The high priced hookers get to be high priced because they do what they do really well. So with the Lanny Davises of the world.
And the fault, the risk, the evil of the Lanny Davis Goodly Talking Syndrome is that people don't know who's telling him what to say and so people repair to a mythical presumption he's talking goodly about something that he thought up with that same goodliness that lets him talk so smooth and nice-like, and so he must really believe it himself and it must be a good thought.

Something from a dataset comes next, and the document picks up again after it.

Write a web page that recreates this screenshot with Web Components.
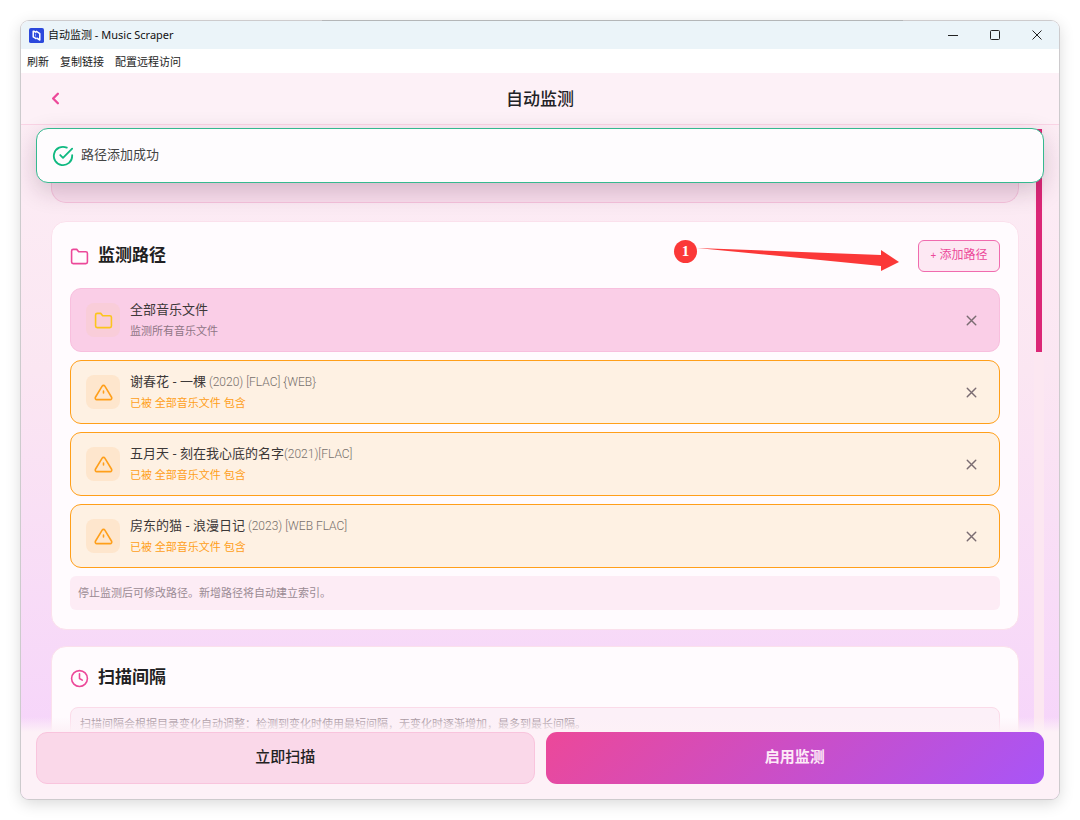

It is all about disclosure. And Jim White has the most exhilaratingly clear suggestion I've ever heard on this. You can legislate administrative filing obligations until the cows come home, but if Lanny Davis wore a "Sponsored by Whole Foods" sign around his neck, who would credit -- hell, what network would air -- an interview in which he shilled this kind of "goodly-said observations"?
The Bush administration illegally tortured, and did so by having mid-level synchophant lawyers construct (in secret) some legal-sounding memos justifying what the Bush administration wanted to do. They treated these memos as if they had been enacted by Congress and had withstood challenge before the courts -- except, well, they were secret and not even those engaging in the acts of torture saw them.
So, now, caught (I'd say "busted", but that's a term that connotes law enforcement involvement, which is clearly premature to predict). What to do, what to do. We have obvious instances of illegal conduct, a couple of years worth of discrete instances of illegal conduct, more than one but less than all actions in apparently direct contravention of existing US and international law. What to do, what to do.
Holder's reported "plan" does this: normalize lawbreaking. Take the existence of planned and choreographed incidents of flagrantly illegal conduct, and transform those planned and choreographed instances of illegality into the recognized norm and standard for America. And those who might have deviated from that norm, well, prosecute them maybe.
Does this reflect a failure to understand that there is, in fact, a difference between "criminalizing policy" and "policy that is criminal"? There really is a difference between the two. When the Bush administration decided to secretly jettison existing statutory, treaty and international obligations, that may well have been a "policy decision", but it would no less be a "policy decision" to engage is a program to secretly take all the gold in the Fed and ship it to the Cayman Islands to an account in Cheney's name -- saying it's "policy" doesn't make it legal, that's an open question until the Congress or the courts weigh in.
Holder must investigate, and likely would determine he must prosecute, not only the minions who may or may not have even seen the basis for their orders, but -- even more importantly -- those who set out to create and implement a "criminal policy" of torture which has debased America more shamefully than any policy in our history.
Some, certainly too many, instances of illegal torture were authorized by the Bush administration. There is no excuse for normalizing torture. Deal with those instances, with all of those instances and with all of those who caused them, but don't tell America that's who and what we are and shall be going forward.
Ask Olbermann, he'll confirm the truth of that though he didn't actually agree to be a party to the order, and Hillary doesn't feel that good about it, either. But there must be somebody making somebody say stuff this pathetically and diametrically contrary to the official conduct of the United States Government relative to identical lawlessness by US officials, so it just has to be GE, because not even Limbaugh has this much power.
... but the most fitting characterization of his explanation is "I resent your accusation, Sir. I don't deny it, I just resent it." He's not the first, he won't be the last. I'm more interested in how his superiors handle the fallout, and here's hoping Glenn can nail them. After all, which would KO rather have been able to say: "Ya got us" or "It's not that you're wrong, it's that my butt will be in a sling if I agree with you."
Pulling this kind of crap is bad enough. Forcing your employees to take this kind of blame for it is certainly worthy of its own scrutiny.